Anticancer compound derived from flowers


Thursday, 15 August, 2019

Anticancer compound derived from flowers

Researchers from the University of Birmingham have produced a compound with anticancer properties directly from the flowering garden plant known as feverfew, which is grown in many UK gardens and also commonly sold in health food shops as a remedy for migraine and other aches and pains.

The team were investigating a compound called parthenolide, which was identified by scientists as having anticancer properties several years ago. The compound appears to work by increasing the levels of reactive oxygen species (ROS) in cells; cancer cells already have higher levels of these unstable molecules, so when parthenolide increases levels of these to a critical point, the process causes the cells to die.

Although available commercially, parthenolide is extremely expensive, with poor ‘drug-like’ properties, and has not progressed beyond basic research. Now the Birmingham team has developed a method for producing parthenolide directly from plants, as well as modifying it to produce a number of compounds that killed cancer cells in in vitro experiments.

The study was initiated by Dr Angelo Agathanggelou from the university’s Institute of Cancer and Genomic Studies, who is investigating new ways to treat chronic lymphocytic leukaemia (CLL) — a type of cancer which typically affects older people. He explained, “There are several effective treatments for CLL, but after a time the disease in some patients becomes resistant. We were interested in finding out more about the potential of parthenolide.”

Drawing together researchers from the Institute of Cancer and Genomic Studies and School of Chemistry, along with drug discovery companies Sygnature Discovery and ApconiX, the multidisciplinary study saw feverfew plants cultivated in the university’s Winterbourne Botanic Garden.
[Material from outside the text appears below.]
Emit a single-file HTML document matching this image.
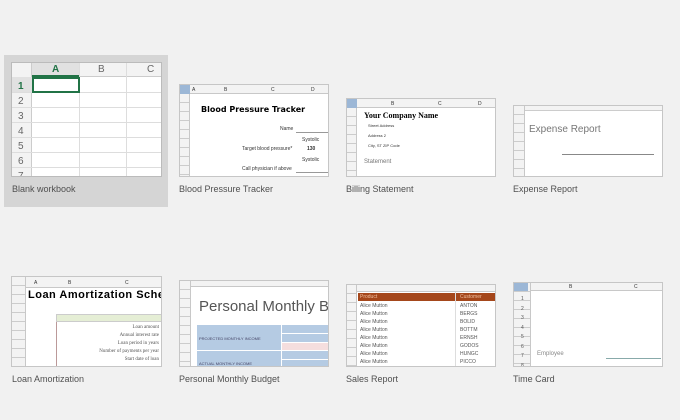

Cultivation and harvesting was partially overseen by Lee Hale, Head of Winterbourne Botanic Garden, who noted, “After trials on related plant species within the Asteraceae family it soon became apparent that Tanacetum parthenium — feverfew — provided the optimum levels of parthenolide.”

Feverfew cultivation effort, Winterbourne Botanic Garden, prior to harvesting feverfew; (inset) recrystallised PTL.

With expertise from the School of Chemistry, the team was able to extract the compound from the flowers and modify it so it could be used to kill CLL cells in the laboratory. This makes the compound much more promising as a drug that could be used in the clinic for CLL patients, the researchers wrote in the journal MedChemComm.

“This research is important not only because we have shown a way of producing parthenolide that could make it much more accessible to researchers, but also because we’ve been able to improve its ‘drug-like’ properties to kill cancer cells,” said Professor John Fossey of the University’s School of Chemistry. “It’s a clear demonstration that parthenolide has the potential to progress from the flowerbed into the clinic.”